We’re to hard on ourselves. We often times convince ourselves that if we don’t have some measure of perfection in our work, it’s not worth it. Anything less than perfect is a failure. We talk ourselves out of what might be one of the biggest break throughs of our careers or lives.
The first thing we have to regularly practice to get over this bias of being perfectionist is expect imperfection. Expecting imperfection and truly understanding that it’s going to arrive, because it will, is a great step towards achievement. Once it arrives, accepting it and even embracing the imperfection helps you see the real work. You get to truly understand where to begin. If you don’t ever hit an imperfect moment, the work or goal is to easy. Recalibrate with yourself and ask internally, “is this a worthwhile goal if it’s not pushing me.”
We adopt a certain degree of planning perfectionism. An example of this can be seen in being overly ambitious in how we go after the steps to get there. Realistically if we took the goals we are so ambitious around and cut them in half, our success rate would nearly double. Endorphins would be released and we’d go after more. We need a certain degree of planning fallacy built in to our strategies to get out of our own heads. Again, the best way to do this is reassess the goal and cut it in half. I did this for a week and the next two weeks after. I achieved three times more in those three weeks than in any of my goals where I was over ambitious the weeks prior to my test.

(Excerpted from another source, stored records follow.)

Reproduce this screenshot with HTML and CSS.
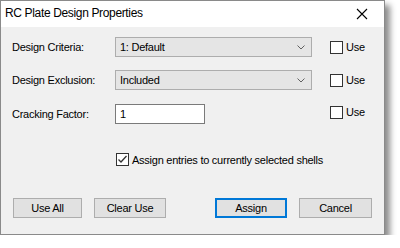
FILE: index.html
```html
<!DOCTYPE html>
<html>
<head>
<meta charset="utf-8">
<link rel="stylesheet" href="styles.css">
</head>
<body>
<div class="dialog">
  <div class="titlebar">
    <span class="title">RC Plate Design Properties</span>
    <svg class="close" width="12" height="12" viewBox="0 0 12 12"><path d="M1 1 L11 11 M11 1 L1 11" stroke="#000" stroke-width="1.1" fill="none"/></svg>
  </div>
  <div class="content">
    <div class="form">
      <div class="label r1">Design Criteria:</div>
      <div class="combo r1"><span>1: Default</span><svg class="chev" width="8" height="5" viewBox="0 0 8 5"><path d="M0.5 0.5 L4 4 L7.5 0.5" stroke="#606060" fill="none"/></svg></div>
      <label class="use r1"><span class="box"></span>Use</label>

      <div class="label r2">Design Exclusion:</div>
      <div class="combo r2"><span>Included</span><svg class="chev" width="8" height="5" viewBox="0 0 8 5"><path d="M0.5 0.5 L4 4 L7.5 0.5" stroke="#606060" fill="none"/></svg></div>
      <label class="use r2"><span class="box"></span>Use</label>

      <div class="label r3">Cracking Factor:</div>
      <div class="textbox r3">1</div>
      <label class="use r3 up"><span class="box"></span>Use</label>
    </div>
    <label class="assign-check"><span class="box checked"><svg width="11" height="11" viewBox="0 0 11 11"><path d="M1.5 5.5 L4 8 L9.5 2" stroke="#333" stroke-width="1.3" fill="none"/></svg></span>Assign entries to currently selected shells</label>
    <div class="buttons">
      <div class="group">
        <div class="btn w69">Use All</div>
        <div class="btn w72">Clear Use</div>
      </div>
      <div class="group">
        <div class="btn w72 default">Assign</div>
        <div class="btn w73">Cancel</div>
      </div>
    </div>
  </div>
</div>
</body>
</html>
```
FILE: styles.css
```css
html, body {
  margin: 0;
  padding: 0;
  background: #ffffff;
}
body {
  font-family: "Liberation Sans", Arial, sans-serif;
  font-size: 11px;
  letter-spacing: -0.25px;
  color: #000;
}
.dialog {
  width: 383px;
  height: 233px;
  border: 1px solid #8a8a8a;
  background: #f0f0f0;
  box-shadow: 5px 5px 6px rgba(0, 0, 0, 0.45);
}
.titlebar {
  height: 26px;
  background: #ffffff;
  display: flex;
  align-items: center;
  justify-content: space-between;
  padding: 0 16px 0 4px;
}
.title {
  font-size: 12px;
  letter-spacing: -0.35px;
  font-family: "Liberation Sans", Arial, sans-serif;
  color: #000;
  position: relative;
  top: -1px;
}
.close {
  display: block;
}
.content {
  padding: 10px 0 0 11px;
}
.form {
  display: grid;
  grid-template-columns: 103px 197px auto;
  grid-template-rows: 20px 20px 22px;
  row-gap: 13px;
  column-gap: 0;
  align-items: center;
}
.label {
  line-height: 13px;
}
.combo {
  height: 18px;
  border: 1px solid #adadad;
  background: #e5e5e5;
  display: flex;
  align-items: center;
  justify-content: space-between;
  padding: 0 5px 0 4px;
  box-sizing: content-box;
  width: 186px;
}
.combo span {
  line-height: 13px;
}
.chev {
  display: block;
  margin-right: 1px;
}
.textbox {
  height: 20px;
  border: 1px solid #7a7a7a;
  background: #fff;
  box-sizing: border-box;
  width: 90px;
  padding-left: 4px;
  line-height: 19px;
}
.use {
  display: flex;
  align-items: center;
  gap: 3px;
  margin-left: 18px;
}
.use.up {
  position: relative;
  top: -2px;
}
.box {
  width: 11px;
  height: 11px;
  border: 1px solid #333;
  background: #fff;
  display: inline-flex;
  align-items: center;
  justify-content: center;
}
.assign-check {
  display: flex;
  align-items: center;
  gap: 3px;
  margin: 28px 0 0 104px;
  height: 13px;
}
.buttons {
  display: flex;
  justify-content: space-between;
  margin: 32px 0 0 1px;
  width: 359px;
}
.group {
  display: flex;
  gap: 12px;
}
.btn {
  height: 20px;
  border: 1px solid #adadad;
  background: #e1e1e1;
  box-sizing: border-box;
  display: flex;
  align-items: center;
  justify-content: center;
  font-size: 11px;
}
.btn.default {
  border: 2px solid #0078d7;
}
.w69 { width: 69px; }
.w72 { width: 72px; }
.w73 { width: 73px; }
```
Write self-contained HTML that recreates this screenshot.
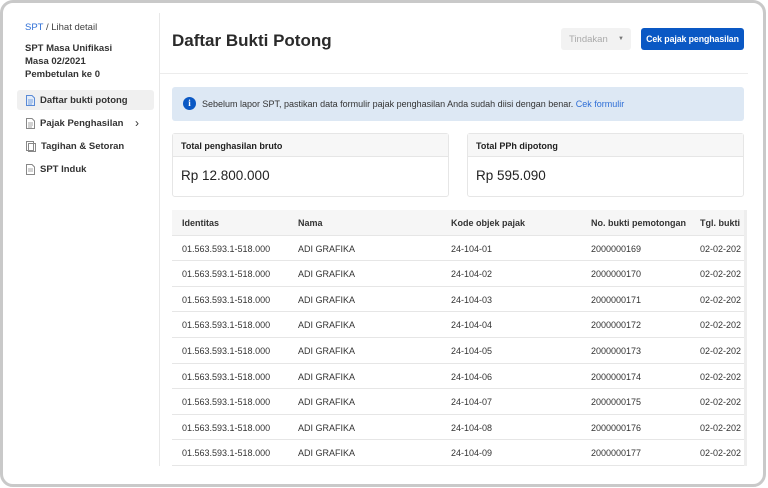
<!DOCTYPE html>
<html><head><style>
*{margin:0;padding:0;box-sizing:border-box}
body{width:768px;height:488px;background:#fff;font-family:"Liberation Sans",sans-serif;color:#222;position:relative;overflow:hidden}
.frame{position:absolute;left:0;top:0;width:766px;height:487px;border:3px solid #c9c9c9;border-radius:13px;background:#fff;overflow:hidden}
.a{position:absolute}
.side{font-size:9.5px}
.nav{position:absolute;left:14px;width:137px;height:20px;font-size:9.5px;font-weight:bold;display:flex;align-items:center;padding-left:9px;color:#333}
.nav svg{margin-right:5px}
.rows{position:absolute;left:172px;top:210px;width:572px}
.tr{height:25.6px;border-bottom:1px solid #e6e6e6;position:relative;font-size:9px;color:#333}
.tr span{position:absolute;top:8px}
.th{background:#f6f6f6;font-weight:bold;font-size:9px}
</style></head><body><div class="frame">
<div class="a side" style="left:22px;top:19px;color:#444"><span style="color:#2f6fd6">SPT</span> / Lihat detail</div>
<div class="a side" style="left:22px;top:39px;line-height:13px;font-weight:bold;color:#333">SPT Masa Unifikasi<br>Masa 02/2021<br>Pembetulan ke 0</div>
<div class="nav" style="top:87px;background:#f0f0f0;border-radius:3px"><svg width="9" height="11" viewBox="0 0 9 11"><path d="M.5.5h5.5l2.5 2.5v7.5h-8z" fill="#e3ecf8" stroke="#5a8ad6"/><path d="M2 5h5M2 7h5M2 9h4" stroke="#5a8ad6" stroke-width=".7"/></svg>Daftar bukti potong</div>
<div class="nav" style="top:110px"><svg width="9" height="11" viewBox="0 0 9 11"><path d="M.5.5h5.5l2.5 2.5v7.5h-8z" fill="none" stroke="#888"/><path d="M2 5h5M2 7h5M2 9h4" stroke="#888" stroke-width=".7"/></svg>Pajak Penghasilan<span style="position:absolute;left:118px;font-weight:normal;font-size:12px">&#8250;</span></div>
<div class="nav" style="top:133px"><svg width="10" height="11" viewBox="0 0 10 11"><path d="M.5.5h7v9h-7z M2.5 2.5h7v8h-7z" fill="none" stroke="#888"/></svg>Tagihan &amp; Setoran</div>
<div class="nav" style="top:156px"><svg width="9" height="11" viewBox="0 0 9 11"><path d="M.5.5h5.5l2.5 2.5v7.5h-8z" fill="none" stroke="#888"/><path d="M2 5h5M2 7h5" stroke="#888" stroke-width=".7"/></svg>SPT Induk</div>
<div class="a" style="left:156px;top:10px;width:1px;height:453px;background:#e8e8e8"></div>
<div class="a" style="left:169px;top:28px;font-size:17px;font-weight:bold;color:#2a2a2a">Daftar Bukti Potong</div>
<div class="a" style="left:558px;top:25px;width:70px;height:22px;background:#f2f2f2;border-radius:3px;font-size:9.5px;color:#aaa;padding:6px 0 0 8px">Tindakan<span style="position:absolute;left:57px;top:8px;font-size:6px;color:#777">&#9660;</span></div>
<div class="a" style="left:638px;top:25px;width:103px;height:22px;background:#0a58c4;border-radius:3px;font-size:8.8px;color:#fff;font-weight:bold;text-align:center;padding-top:6px;white-space:nowrap;letter-spacing:-0.1px">Cek pajak penghasilan</div>
<div class="a" style="left:157px;top:70px;width:588px;height:1px;background:#ececec"></div>
<div class="a" style="left:169px;top:84px;width:572px;height:34px;background:#dde8f4;border-radius:3px;font-size:9px;color:#333;padding:12px 0 0 30px"><span style="position:absolute;left:11px;top:10px;width:13px;height:13px;border-radius:50%;background:#0a58c4;color:#fff;font-size:9px;font-weight:bold;text-align:center;line-height:13px;font-family:'Liberation Serif',serif">i</span>Sebelum lapor SPT, pastikan data formulir pajak penghasilan Anda sudah diisi dengan benar. <span style="color:#2f6fd6">Cek formulir</span></div>
<div class="a" style="left:169px;top:130px;width:277px;height:64px;border:1px solid #e6e6e6;border-radius:3px"><div style="height:23px;background:#f7f7f7;border-bottom:1px solid #e6e6e6;font-size:9px;font-weight:bold;padding:7px 8px">Total penghasilan bruto</div><div style="font-size:13.5px;padding:11px 8px">Rp 12.800.000</div></div>
<div class="a" style="left:464px;top:130px;width:277px;height:64px;border:1px solid #e6e6e6;border-radius:3px"><div style="height:23px;background:#f7f7f7;border-bottom:1px solid #e6e6e6;font-size:9px;font-weight:bold;padding:7px 8px">Total PPh dipotong</div><div style="font-size:13.5px;padding:11px 8px">Rp 595.090</div></div>
<div class="rows" style="left:169px;top:207px">
<div class="tr th"><span style="left:10px">Identitas</span><span style="left:126px">Nama</span><span style="left:279px">Kode objek pajak</span><span style="left:419px">No. bukti pemotongan</span><span style="left:528px;white-space:nowrap">Tgl. bukti</span></div>
<div class="tr"><span style="left:10px">01.563.593.1-518.000</span><span style="left:126px">ADI GRAFIKA</span><span style="left:279px">24-104-01</span><span style="left:419px">2000000169</span><span style="left:528px">02-02-202</span></div>
<div class="tr"><span style="left:10px">01.563.593.1-518.000</span><span style="left:126px">ADI GRAFIKA</span><span style="left:279px">24-104-02</span><span style="left:419px">2000000170</span><span style="left:528px">02-02-202</span></div>
<div class="tr"><span style="left:10px">01.563.593.1-518.000</span><span style="left:126px">ADI GRAFIKA</span><span style="left:279px">24-104-03</span><span style="left:419px">2000000171</span><span style="left:528px">02-02-202</span></div>
<div class="tr"><span style="left:10px">01.563.593.1-518.000</span><span style="left:126px">ADI GRAFIKA</span><span style="left:279px">24-104-04</span><span style="left:419px">2000000172</span><span style="left:528px">02-02-202</span></div>
<div class="tr"><span style="left:10px">01.563.593.1-518.000</span><span style="left:126px">ADI GRAFIKA</span><span style="left:279px">24-104-05</span><span style="left:419px">2000000173</span><span style="left:528px">02-02-202</span></div>
<div class="tr"><span style="left:10px">01.563.593.1-518.000</span><span style="left:126px">ADI GRAFIKA</span><span style="left:279px">24-104-06</span><span style="left:419px">2000000174</span><span style="left:528px">02-02-202</span></div>
<div class="tr"><span style="left:10px">01.563.593.1-518.000</span><span style="left:126px">ADI GRAFIKA</span><span style="left:279px">24-104-07</span><span style="left:419px">2000000175</span><span style="left:528px">02-02-202</span></div>
<div class="tr"><span style="left:10px">01.563.593.1-518.000</span><span style="left:126px">ADI GRAFIKA</span><span style="left:279px">24-104-08</span><span style="left:419px">2000000176</span><span style="left:528px">02-02-202</span></div>
<div class="tr"><span style="left:10px">01.563.593.1-518.000</span><span style="left:126px">ADI GRAFIKA</span><span style="left:279px">24-104-09</span><span style="left:419px">2000000177</span><span style="left:528px">02-02-202</span></div>
</div>
<div class="a" style="left:741px;top:207px;width:3px;height:256px;background:#eee"></div>
</div></body></html>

Lastly, be bad at something. It teaches a very valuable lesson about accepting imperfection as a learn and relying less on perfectionism as the focal point of your work. Reduce you pressure of thinking you have to be great at everything, because you won’t be. I often share with my teams, if we focus on trying to win at everything, we’ll fail at everything. You just can’t do it. Yet, we try all the time to do it. It’s super beneficial to be bad at things. Once you embrace that, you’ll become a super collaborator with others because you’ll start to realize others are great at what you will always lack. You need to build in a regular practice in trying to be strategically incompetent.
Our main hurdle we face in ourselves is when we try to finish our super projects with perfectionism. We get convinced through that relationship we have internally, anything less is a failure. It’s a very bad relationship and super unhealthy. If we can just accept nothing will ever be perfect, then we will truly be able to enjoy the rewards that come through the discoveries along the way in our work/life goals.
Above, the picture of a race I finished I have a medal around my neck that is for 2nd place, not 1st. You could with confidence say that was not a perfect race because I only got second. The true win however was less about being #1. It was in finishing this race which was part of a series of several races to win the certificate and coin in my hand. I received three rewards that day, not just one.